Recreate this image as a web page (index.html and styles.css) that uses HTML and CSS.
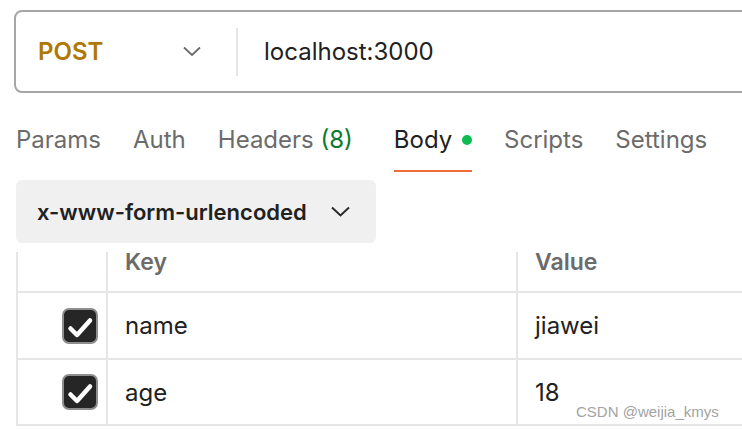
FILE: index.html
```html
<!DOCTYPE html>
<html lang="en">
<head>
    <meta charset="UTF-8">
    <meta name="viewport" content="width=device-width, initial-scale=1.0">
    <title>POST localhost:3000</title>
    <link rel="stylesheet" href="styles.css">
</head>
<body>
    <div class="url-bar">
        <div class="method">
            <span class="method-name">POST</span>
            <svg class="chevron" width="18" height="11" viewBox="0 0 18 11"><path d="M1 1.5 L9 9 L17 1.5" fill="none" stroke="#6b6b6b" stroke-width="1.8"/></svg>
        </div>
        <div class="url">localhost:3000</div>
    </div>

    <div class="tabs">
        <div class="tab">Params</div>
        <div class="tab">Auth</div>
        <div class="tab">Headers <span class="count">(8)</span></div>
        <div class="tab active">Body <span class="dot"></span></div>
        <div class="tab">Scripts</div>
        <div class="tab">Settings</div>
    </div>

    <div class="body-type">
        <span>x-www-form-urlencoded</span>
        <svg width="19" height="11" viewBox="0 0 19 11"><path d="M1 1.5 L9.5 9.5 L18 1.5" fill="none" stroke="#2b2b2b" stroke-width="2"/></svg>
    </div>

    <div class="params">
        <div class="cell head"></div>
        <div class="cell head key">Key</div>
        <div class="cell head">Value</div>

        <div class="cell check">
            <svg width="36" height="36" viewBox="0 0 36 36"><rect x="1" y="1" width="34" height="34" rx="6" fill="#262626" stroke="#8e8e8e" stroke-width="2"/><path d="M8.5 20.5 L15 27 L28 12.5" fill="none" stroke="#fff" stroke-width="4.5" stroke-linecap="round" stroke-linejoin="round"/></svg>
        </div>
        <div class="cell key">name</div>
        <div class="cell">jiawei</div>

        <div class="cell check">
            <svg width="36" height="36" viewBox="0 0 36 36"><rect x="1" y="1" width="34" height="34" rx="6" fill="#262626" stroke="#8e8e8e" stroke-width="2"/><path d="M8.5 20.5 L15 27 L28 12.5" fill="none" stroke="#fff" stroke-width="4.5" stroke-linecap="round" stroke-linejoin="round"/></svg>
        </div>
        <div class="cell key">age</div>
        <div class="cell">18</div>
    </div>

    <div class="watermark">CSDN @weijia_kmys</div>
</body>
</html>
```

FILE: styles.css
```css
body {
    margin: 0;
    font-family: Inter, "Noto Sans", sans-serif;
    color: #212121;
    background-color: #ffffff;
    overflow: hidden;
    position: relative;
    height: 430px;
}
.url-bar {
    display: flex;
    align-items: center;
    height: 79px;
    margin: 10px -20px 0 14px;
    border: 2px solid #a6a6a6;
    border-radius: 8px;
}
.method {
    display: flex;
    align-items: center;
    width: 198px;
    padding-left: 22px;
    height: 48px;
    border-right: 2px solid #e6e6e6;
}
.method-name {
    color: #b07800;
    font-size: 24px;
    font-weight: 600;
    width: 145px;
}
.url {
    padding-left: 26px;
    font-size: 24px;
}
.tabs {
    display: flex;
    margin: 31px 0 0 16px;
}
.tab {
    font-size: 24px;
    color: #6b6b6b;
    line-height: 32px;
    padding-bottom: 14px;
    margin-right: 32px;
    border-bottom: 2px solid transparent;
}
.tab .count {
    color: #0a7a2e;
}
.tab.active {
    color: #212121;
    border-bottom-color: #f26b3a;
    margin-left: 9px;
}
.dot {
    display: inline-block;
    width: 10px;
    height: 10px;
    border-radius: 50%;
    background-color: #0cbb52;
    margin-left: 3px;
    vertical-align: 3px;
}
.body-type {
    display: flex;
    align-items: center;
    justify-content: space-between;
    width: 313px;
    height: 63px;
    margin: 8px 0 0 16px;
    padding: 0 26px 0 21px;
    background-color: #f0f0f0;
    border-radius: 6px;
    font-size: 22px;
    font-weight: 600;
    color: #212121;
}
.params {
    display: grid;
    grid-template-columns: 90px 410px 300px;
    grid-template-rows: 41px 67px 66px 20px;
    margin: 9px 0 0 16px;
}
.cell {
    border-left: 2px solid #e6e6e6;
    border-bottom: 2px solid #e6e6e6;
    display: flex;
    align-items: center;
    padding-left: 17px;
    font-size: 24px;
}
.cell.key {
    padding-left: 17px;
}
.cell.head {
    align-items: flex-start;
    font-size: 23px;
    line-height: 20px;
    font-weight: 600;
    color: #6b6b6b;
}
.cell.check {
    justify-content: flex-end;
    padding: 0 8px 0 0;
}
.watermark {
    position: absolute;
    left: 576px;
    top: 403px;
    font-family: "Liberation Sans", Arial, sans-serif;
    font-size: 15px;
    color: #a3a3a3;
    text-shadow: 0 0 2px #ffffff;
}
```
··········
## What is expected
Return each line exactly as written. Any picture gets left out.

## Task result
Recreate this image as a web page (index.html and styles.css) that uses HTML and CSS.
FILE: index.html
```html
<!DOCTYPE html>
<html lang="en">
<head>
    <meta charset="UTF-8">
    <meta name="viewport" content="width=device-width, initial-scale=1.0">
    <title>POST localhost:3000</title>
    <link rel="stylesheet" href="styles.css">
</head>
<body>
    <div class="url-bar">
        <div class="method">
            <span class="method-name">POST</span>
            <svg class="chevron" width="18" height="11" viewBox="0 0 18 11"><path d="M1 1.5 L9 9 L17 1.5" fill="none" stroke="#6b6b6b" stroke-width="1.8"/></svg>
        </div>
        <div class="url">localhost:3000</div>
    </div>

    <div class="tabs">
        <div class="tab">Params</div>
        <div class="tab">Auth</div>
        <div class="tab">Headers <span class="count">(8)</span></div>
        <div class="tab active">Body <span class="dot"></span></div>
        <div class="tab">Scripts</div>
        <div class="tab">Settings</div>
    </div>

    <div class="body-type">
        <span>x-www-form-urlencoded</span>
        <svg width="19" height="11" viewBox="0 0 19 11"><path d="M1 1.5 L9.5 9.5 L18 1.5" fill="none" stroke="#2b2b2b" stroke-width="2"/></svg>
    </div>

    <div class="params">
        <div class="cell head"></div>
        <div class="cell head key">Key</div>
        <div class="cell head">Value</div>

        <div class="cell check">
            <svg width="36" height="36" viewBox="0 0 36 36"><rect x="1" y="1" width="34" height="34" rx="6" fill="#262626" stroke="#8e8e8e" stroke-width="2"/><path d="M8.5 20.5 L15 27 L28 12.5" fill="none" stroke="#fff" stroke-width="4.5" stroke-linecap="round" stroke-linejoin="round"/></svg>
        </div>
        <div class="cell key">name</div>
        <div class="cell">jiawei</div>

        <div class="cell check">
            <svg width="36" height="36" viewBox="0 0 36 36"><rect x="1" y="1" width="34" height="34" rx="6" fill="#262626" stroke="#8e8e8e" stroke-width="2"/><path d="M8.5 20.5 L15 27 L28 12.5" fill="none" stroke="#fff" stroke-width="4.5" stroke-linecap="round" stroke-linejoin="round"/></svg>
        </div>
        <div class="cell key">age</div>
        <div class="cell">18</div>
    </div>

    <div class="watermark">CSDN @weijia_kmys</div>
</body>
</html>
```

FILE: styles.css
```css
body {
    margin: 0;
    font-family: Inter, "Noto Sans", sans-serif;
    color: #212121;
    background-color: #ffffff;
    overflow: hidden;
    position: relative;
    height: 430px;
}
.url-bar {
    display: flex;
    align-items: center;
    height: 79px;
    margin: 10px -20px 0 14px;
    border: 2px solid #a6a6a6;
    border-radius: 8px;
}
.method {
    display: flex;
    align-items: center;
    width: 198px;
    padding-left: 22px;
    height: 48px;
    border-right: 2px solid #e6e6e6;
}
.method-name {
    color: #b07800;
    font-size: 24px;
    font-weight: 600;
    width: 145px;
}
.url {
    padding-left: 26px;
    font-size: 24px;
}
.tabs {
    display: flex;
    margin: 31px 0 0 16px;
}
.tab {
    font-size: 24px;
    color: #6b6b6b;
    line-height: 32px;
    padding-bottom: 14px;
    margin-right: 32px;
    border-bottom: 2px solid transparent;
}
.tab .count {
    color: #0a7a2e;
}
.tab.active {
    color: #212121;
    border-bottom-color: #f26b3a;
    margin-left: 9px;
}
.dot {
    display: inline-block;
    width: 10px;
    height: 10px;
    border-radius: 50%;
    background-color: #0cbb52;
    margin-left: 3px;
    vertical-align: 3px;
}
.body-type {
    display: flex;
    align-items: center;
    justify-content: space-between;
    width: 313px;
    height: 63px;
    margin: 8px 0 0 16px;
    padding: 0 26px 0 21px;
    background-color: #f0f0f0;
    border-radius: 6px;
    font-size: 22px;
    font-weight: 600;
    color: #212121;
}
.params {
    display: grid;
    grid-template-columns: 90px 410px 300px;
    grid-template-rows: 41px 67px 66px 20px;
    margin: 9px 0 0 16px;
}
.cell {
    border-left: 2px solid #e6e6e6;
    border-bottom: 2px solid #e6e6e6;
    display: flex;
    align-items: center;
    padding-left: 17px;
    font-size: 24px;
}
.cell.key {
    padding-left: 17px;
}
.cell.head {
    align-items: flex-start;
    font-size: 23px;
    line-height: 20px;
    font-weight: 600;
    color: #6b6b6b;
}
.cell.check {
    justify-content: flex-end;
    padding: 0 8px 0 0;
}
.watermark {
    position: absolute;
    left: 576px;
    top: 403px;
    font-family: "Liberation Sans", Arial, sans-serif;
    font-size: 15px;
    color: #a3a3a3;
    text-shadow: 0 0 2px #ffffff;
}
```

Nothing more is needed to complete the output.